House vote on Electoral Count Act in limbo while Dems debate policing
A House vote on election reforms has been put on hold while Democrats race to reach an agreement on separate legislation to boost policing and public safety around the country.
House Majority Leader Steny Hoyer (D-Md.), who on Tuesday had indicated the final vote on the Electoral Count Act would come Wednesday, tweaked that prediction Wednesday morning, saying the vote might be pushed a day to accommodate negotiations on unrelated issues, including the police funding.
“Whether it happens today or tomorrow, I’m expecting a vote to happen,” Hoyer told reporters outside the Capitol.
“We’re talking about a lot of moving parts” that Democrats are trying to wrangle to the floor in the final days of the week, he added. Police funding “is one of them.”
“We’re trying to get that done,” he said.
Speaker Nancy Pelosi (D-Calif.) suggested the separate issues would delay the vote on election reforms beyond Wednesday.
“Today? No,” Pelosi said, when asked about the Electoral Count Act.
Sponsored by Reps.

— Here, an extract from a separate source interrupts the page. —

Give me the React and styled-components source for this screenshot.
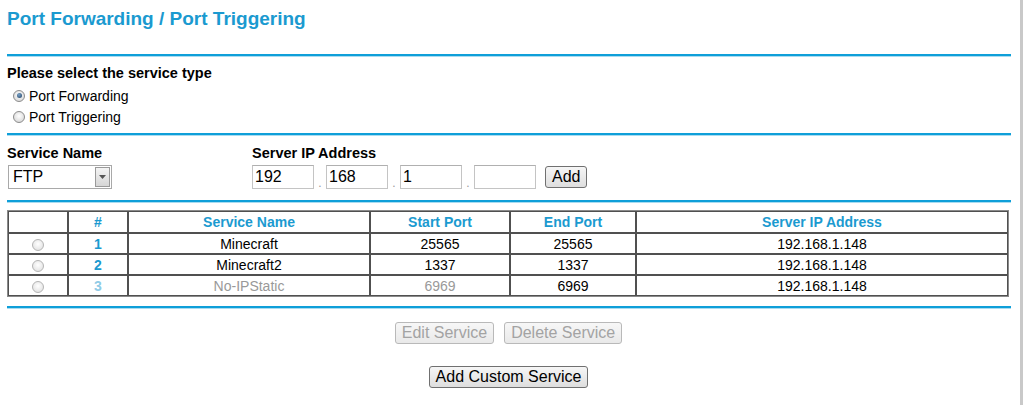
import styled, { createGlobalStyle } from 'styled-components';

const GlobalStyle = createGlobalStyle`
    body {
        margin: 0;
        background: #ffffff;
        font-family: "Liberation Sans", Arial, sans-serif;
        color: #000000;
    }
`;

const services = [
    { id: 1, name: 'Minecraft', start: '25565', end: '25565', ip: '192.168.1.148' },
    { id: 2, name: 'Minecraft2', start: '1337', end: '1337', ip: '192.168.1.148' },
    { id: 3, name: 'No-IPStatic', start: '6969', end: '6969', ip: '192.168.1.148', faded: true },
];

export default function App() {
    return (
        <>
            <GlobalStyle />
            <Frame>
                <Page>
                    <Title>Port Forwarding / Port Triggering</Title>
                    <Divider />

                    <Heading $top={8}>Please select the service type</Heading>
                    <RadioGroup>
                        <RadioRow>
                            <Radio checked />
                            <span>Port Forwarding</span>
                        </RadioRow>
                        <RadioRow>
                            <Radio />
                            <span>Port Triggering</span>
                        </RadioRow>
                    </RadioGroup>
                    <Divider $top={6} />

                    <FieldRow>
                        <Field $width={245}>
                            <Heading>Service Name</Heading>
                            <SelectBox>
                                <span>FTP</span>
                                <SelectArrow>
                                    <svg width="7" height="4" viewBox="0 0 7 4">
                                        <path d="M0 0h7L3.5 4z" fill="#555" />
                                    </svg>
                                </SelectArrow>
                            </SelectBox>
                        </Field>
                        <Field>
                            <Heading>Server IP Address</Heading>
                            <IpRow>
                                <IpInput defaultValue="192" />
                                <Dot>.</Dot>
                                <IpInput defaultValue="168" />
                                <Dot>.</Dot>
                                <IpInput defaultValue="1" />
                                <Dot>.</Dot>
                                <IpInput defaultValue="" />
                                <Button $small>Add</Button>
                            </IpRow>
                        </Field>
                    </FieldRow>
                    <Divider $top={11} />

                    <Table>
                        <colgroup>
                            <col style={{ width: 60 }} />
                            <col style={{ width: 60 }} />
                            <col style={{ width: 242 }} />
                            <col style={{ width: 140 }} />
                            <col style={{ width: 126 }} />
                            <col />
                        </colgroup>
                        <thead>
                            <tr>
                                <Th></Th>
                                <Th>#</Th>
                                <Th>Service Name</Th>
                                <Th>Start Port</Th>
                                <Th>End Port</Th>
                                <Th>Server IP Address</Th>
                            </tr>
                        </thead>
                        <tbody>
                            {services.map(s => (
                                <tr key={s.id}>
                                    <Td><Radio $dim /></Td>
                                    <Td $num $faded={s.faded}>{s.id}</Td>
                                    <Td $faded={s.faded}>{s.name}</Td>
                                    <Td $faded={s.faded}>{s.start}</Td>
                                    <Td>{s.end}</Td>
                                    <Td>{s.ip}</Td>
                                </tr>
                            ))}
                        </tbody>
                    </Table>
                    <Divider $top={9} />

                    <ButtonRow $top={14}>
                        <Button disabled>Edit Service</Button>
                        <Button disabled>Delete Service</Button>
                    </ButtonRow>
                    <ButtonRow $top={22}>
                        <Button>Add Custom Service</Button>
                    </ButtonRow>
                </Page>
                <ScrollEdge />
            </Frame>
        </>
    );
}

function Radio({ checked, $dim }) {
    return (
        <RadioCircle $dim={$dim}>
            {checked ? <RadioDot /> : null}
        </RadioCircle>
    );
}

const Frame = styled.div`
    display: flex;
    width: 1023px;
    height: 405px;
    overflow: hidden;
`;

const Page = styled.div`
    flex: 1;
    padding: 7px 9px 0 7px;
`;

const ScrollEdge = styled.div`
    width: 3px;
    background: #c9c9c9;
`;

const Title = styled.h1`
    margin: 0 0 23px 0;
    font-size: 19px;
    line-height: 24px;
    font-weight: bold;
    color: #1b9ad0;
`;

const Divider = styled.div`
    height: 2px;
    margin-top: ${props => props.$top || 0}px;
    background: #0f9fd9;
    box-shadow: 0 1px 0 #a9dcf1;
`;

const Heading = styled.div`
    margin-top: ${props => props.$top || 9}px;
    font-size: 14.5px;
    line-height: 18px;
    font-weight: bold;
`;

const RadioGroup = styled.div`
    margin-top: 3px;
`;

const RadioRow = styled.div`
    display: flex;
    align-items: center;
    gap: 4px;
    height: 21px;
    padding-left: 6px;
    font-size: 14px;
`;

const RadioCircle = styled.span`
    display: inline-flex;
    align-items: center;
    justify-content: center;
    box-sizing: border-box;
    width: 12px;
    height: 12px;
    border-radius: 50%;
    border: 1px solid ${props => props.$dim ? '#b4b4b4' : '#8c8c8c'};
    background: ${props => props.$dim
        ? 'radial-gradient(circle at 50% 40%, #ffffff, #dcdcdc)'
        : 'radial-gradient(circle at 50% 40%, #ffffff, #cfcfcf)'};
    vertical-align: middle;
`;

const RadioDot = styled.span`
    width: 5px;
    height: 5px;
    border-radius: 50%;
    background: radial-gradient(circle at 40% 35%, #7aa3c8, #1f3f62);
`;

const FieldRow = styled.div`
    display: flex;
`;

const Field = styled.div`
    width: ${props => props.$width ? `${props.$width}px` : 'auto'};
    display: flex;
    flex-direction: column;
    gap: 3px;
`;

const SelectBox = styled.div`
    display: flex;
    align-items: center;
    justify-content: space-between;
    box-sizing: border-box;
    width: 104px;
    height: 24px;
    margin-left: 1px;
    padding: 0 1px 0 4px;
    border: 1px solid #a9a9a9;
    font-size: 16px;
`;

const SelectArrow = styled.span`
    display: flex;
    align-items: center;
    justify-content: center;
    box-sizing: border-box;
    width: 15px;
    height: 20px;
    border: 1px solid #9a9a9a;
    background: linear-gradient(#f4f4f4, #d6d6d6);
`;

const IpRow = styled.div`
    display: flex;
    align-items: center;
`;

const IpInput = styled.input`
    box-sizing: border-box;
    width: 62px;
    height: 24px;
    padding: 0 2px;
    border: 1px solid #c4c4c4;
    border-top-color: #b0b0b0;
    font-family: "Liberation Sans", Arial, sans-serif;
    font-size: 16px;
    color: #000;
    outline: none;
`;

const Dot = styled.span`
    width: 12px;
    align-self: flex-end;
    text-align: center;
    font-size: 12px;
    line-height: 12px;
    color: #9a9a9a;
`;

const Button = styled.button`
    box-sizing: border-box;
    height: 22px;
    padding: 0 6px;
    margin-left: ${props => props.$small ? '9px' : '0'};
    border: 1px solid #707070;
    border-radius: 3px;
    background: linear-gradient(#f6f6f6, #dedede);
    font-family: "Liberation Sans", Arial, sans-serif;
    font-size: 16px;
    line-height: 20px;
    color: #000;

    &:disabled {
        border-color: #b9b9b9;
        color: #a3a3a3;
        background: linear-gradient(#f7f7f7, #e9e9e9);
    }
`;

const Table = styled.table`
    width: 1002px;
    margin-top: 8px;
    border-collapse: separate;
    border-spacing: 0;
    table-layout: fixed;
    border: 1px solid #8a8a8a;
    font-size: 14px;
`;

const Th = styled.th`
    height: 20px;
    padding: 0;
    border: 1px solid #505050;
    font-weight: bold;
    color: #1b9ad0;
    text-align: center;
`;

const Td = styled.td`
    height: 19px;
    padding: 0;
    border: 1px solid #505050;
    text-align: center;
    font-weight: ${props => props.$num ? 'bold' : 'normal'};
    color: ${props => props.$num
        ? (props.$faded ? '#8fcbe6' : '#1b9ad0')
        : (props.$faded ? '#999999' : '#000000')};
`;

const ButtonRow = styled.div`
    display: flex;
    justify-content: center;
    gap: 10px;
    margin-top: ${props => props.$top || 13}px;
    padding-right: 1px;
`;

Zoe Lofgren (D-Calif.) and Liz Cheney (R-Wyo.), the Electoral Count Act was drafted in direct response to the effort by former President Trump and his allies — many of them on Capitol Hill — to overturn his 2020 election defeat.

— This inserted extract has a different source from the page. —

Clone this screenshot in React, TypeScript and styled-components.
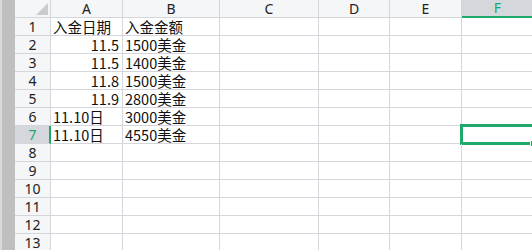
import React from "react";
import styled, { createGlobalStyle } from "styled-components";

const Global = createGlobalStyle`
  html, body { margin: 0; padding: 0; background: #ffffff; overflow: hidden; }
  body { width: 532px; height: 250px; }
`;

const GRID = "#d4d6dc";
const GREEN = "#21a86c";
const SEL_BG = "#d4d7dc";
const HEAD_BG = "#f5f6f7";

const Page = styled.div`
  display: flex;
  width: 532px;
  height: 250px;
  overflow: hidden;
`;

const Strip = styled.div`
  flex: 0 0 15px;
  background: #bfbfbf;
  border-left: 2px solid #d9d9d9;
  box-sizing: border-box;
`;

const Sheet = styled.div`
  display: grid;
  grid-template-columns: 36px 72px 97px 99px 71px 72px 72px 72px;
  grid-template-rows: repeat(14, 18px);
  flex: 0 0 auto;
`;

const Cell = styled.div<{ $align?: "left" | "right" }>`
  position: relative;
  box-sizing: border-box;
  border-right: 1px solid ${GRID};
  border-bottom: 1px solid ${GRID};
  display: flex;
  align-items: flex-end;
  justify-content: ${(p) => (p.$align === "right" ? "flex-end" : "flex-start")};
  padding: 0 3px 0 2px;
  font-family: "Noto Sans CJK SC", "Noto Sans", sans-serif;
  font-size: 14.5px;
  line-height: 17px;
  color: #111;
  white-space: nowrap;
  overflow: visible;
`;

const ColHead = styled.div<{ $sel?: boolean }>`
  box-sizing: border-box;
  background: ${(p) => (p.$sel ? SEL_BG : HEAD_BG)};
  border-right: 1px solid ${GRID};
  border-bottom: ${(p) => (p.$sel ? `2px solid ${GREEN}` : `1px solid ${GRID}`)};
  display: flex;
  align-items: center;
  justify-content: center;
  font-family: "Noto Sans", sans-serif;
  font-size: 14px;
  line-height: 16px;
  color: ${(p) => (p.$sel ? GREEN : "#222")};
`;

const RowHead = styled.div<{ $sel?: boolean }>`
  box-sizing: border-box;
  background: ${(p) => (p.$sel ? SEL_BG : HEAD_BG)};
  border-right: ${(p) => (p.$sel ? `2px solid ${GREEN}` : `1px solid ${GRID}`)};
  border-bottom: 1px solid ${GRID};
  display: flex;
  align-items: center;
  justify-content: center;
  padding-left: ${(p) => (p.$sel ? "1px" : "0")};
  font-family: "Noto Sans", sans-serif;
  font-size: 14px;
  line-height: 16px;
  color: ${(p) => (p.$sel ? GREEN : "#222")};
`;

const Corner = styled.div`
  box-sizing: border-box;
  background: ${HEAD_BG};
  border-right: 1px solid ${GRID};
  border-bottom: 1px solid ${GRID};
  display: flex;
  align-items: flex-end;
  justify-content: flex-end;
  padding: 0 2px 2px 0;
`;

const Selection = styled.div`
  position: absolute;
  top: -2px;
  left: -2px;
  right: -2px;
  bottom: -2px;
  border: 3px solid ${GREEN};
  pointer-events: none;
`;

const Handle = styled.div`
  position: absolute;
  right: -5px;
  bottom: -5px;
  width: 5px;
  height: 5px;
  background: ${GREEN};
  border: 1px solid #fff;
`;

const cols = ["A", "B", "C", "D", "E", "F"];

type Row = [string, "left" | "right", string];
const data: Row[] = [
  ["入金日期", "left", "入金金额"],
  ["11.5", "right", "1500美金"],
  ["11.5", "right", "1400美金"],
  ["11.8", "right", "1500美金"],
  ["11.9", "right", "2800美金"],
  ["11.10日", "left", "3000美金"],
  ["11.10日", "left", "4550美金"],
];

export default function App() {
  const rows = Array.from({ length: 13 }, (_, i) => i + 1);
  return (
    <Page>
      <Global />
      <Strip />
      <Sheet>
        <Corner>
          <svg width="12" height="12" viewBox="0 0 12 12">
            <polygon points="12,0 12,12 0,12" fill="#c9cbcf" />
          </svg>
        </Corner>
        {cols.map((c) => (
          <ColHead key={c} $sel={c === "F"}>
            {c}
          </ColHead>
        ))}
        <ColHead />
        {rows.map((r) => {
          const d = data[r - 1];
          return (
            <React.Fragment key={r}>
              <RowHead $sel={r === 7}>{r}</RowHead>
              <Cell $align={d ? d[1] : "left"}>{d ? d[0] : ""}</Cell>
              <Cell>{d ? d[2] : ""}</Cell>
              <Cell />
              <Cell />
              <Cell />
              <Cell>
                {r === 7 && (
                  <Selection>
                    <Handle />
                  </Selection>
                )}
              </Cell>
              <Cell />
            </React.Fragment>
          );
        })}
      </Sheet>
    </Page>
  );
}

House Republicans are broadly opposed to the election reforms, saying the proposal would encroach on the rights of individual states to dictate their own election rules. GOP leaders are whipping against the Lofgren-Cheney bill for that reason, although it’s expected to pass easily, with some bipartisan support, in the Democratic-majority House whenever it does come to the floor.

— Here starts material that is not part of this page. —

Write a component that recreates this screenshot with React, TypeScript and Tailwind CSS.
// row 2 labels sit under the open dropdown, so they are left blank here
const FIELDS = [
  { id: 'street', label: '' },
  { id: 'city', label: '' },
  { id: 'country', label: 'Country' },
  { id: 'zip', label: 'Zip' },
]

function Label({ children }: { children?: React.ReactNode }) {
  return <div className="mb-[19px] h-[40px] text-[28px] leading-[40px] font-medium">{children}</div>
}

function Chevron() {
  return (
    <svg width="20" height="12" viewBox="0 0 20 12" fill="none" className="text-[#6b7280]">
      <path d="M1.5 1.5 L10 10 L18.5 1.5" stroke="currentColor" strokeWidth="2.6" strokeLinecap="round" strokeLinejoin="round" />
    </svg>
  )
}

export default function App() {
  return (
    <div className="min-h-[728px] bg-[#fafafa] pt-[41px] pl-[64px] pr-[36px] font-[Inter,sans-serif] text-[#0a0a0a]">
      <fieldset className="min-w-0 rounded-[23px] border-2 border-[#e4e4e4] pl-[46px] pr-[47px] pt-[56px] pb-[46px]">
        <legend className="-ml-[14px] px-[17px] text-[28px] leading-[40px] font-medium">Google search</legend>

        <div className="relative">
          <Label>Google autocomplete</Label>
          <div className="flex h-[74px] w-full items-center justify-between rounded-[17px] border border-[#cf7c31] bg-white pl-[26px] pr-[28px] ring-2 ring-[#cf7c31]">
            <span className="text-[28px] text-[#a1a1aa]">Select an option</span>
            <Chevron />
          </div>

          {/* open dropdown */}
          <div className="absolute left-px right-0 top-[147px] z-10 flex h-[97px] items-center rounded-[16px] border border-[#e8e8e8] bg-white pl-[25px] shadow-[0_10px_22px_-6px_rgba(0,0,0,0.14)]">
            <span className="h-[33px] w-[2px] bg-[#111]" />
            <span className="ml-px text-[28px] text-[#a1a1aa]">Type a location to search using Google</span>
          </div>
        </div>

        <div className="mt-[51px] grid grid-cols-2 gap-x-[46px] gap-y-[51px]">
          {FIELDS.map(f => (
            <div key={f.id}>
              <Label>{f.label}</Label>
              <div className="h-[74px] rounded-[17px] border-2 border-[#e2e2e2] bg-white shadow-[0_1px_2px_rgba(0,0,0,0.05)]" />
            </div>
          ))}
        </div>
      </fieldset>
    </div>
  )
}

Democratic leaders had initially planned to vote in July on a package of police funding, which is championed by moderate lawmakers, hoping to use that victory on the campaign trail in 2022.
GOP candidates have previously sought to label all Democrats as proponents of the far-left “defund the police” movement.
Liberals have pushed back, vowing to oppose any new police funding that doesn’t also include new accountability language designed to curb abuses committed by officers — a problem that affects minority communities disproportionately.
In response, Democrats scrapped the July vote to allow talks between the moderates and liberals to continue. As part of the process, they’ve whittled the community safety package down to four bills, dropping several proposals seen as too contentious.
When the policing package would hit the floor, if there is an agreement, remains unclear.
Asked if the community safety vote would come before that on election reform, Hoyer said that’s “not necessarily” the case.
“We’re trying to figure it out,” he said.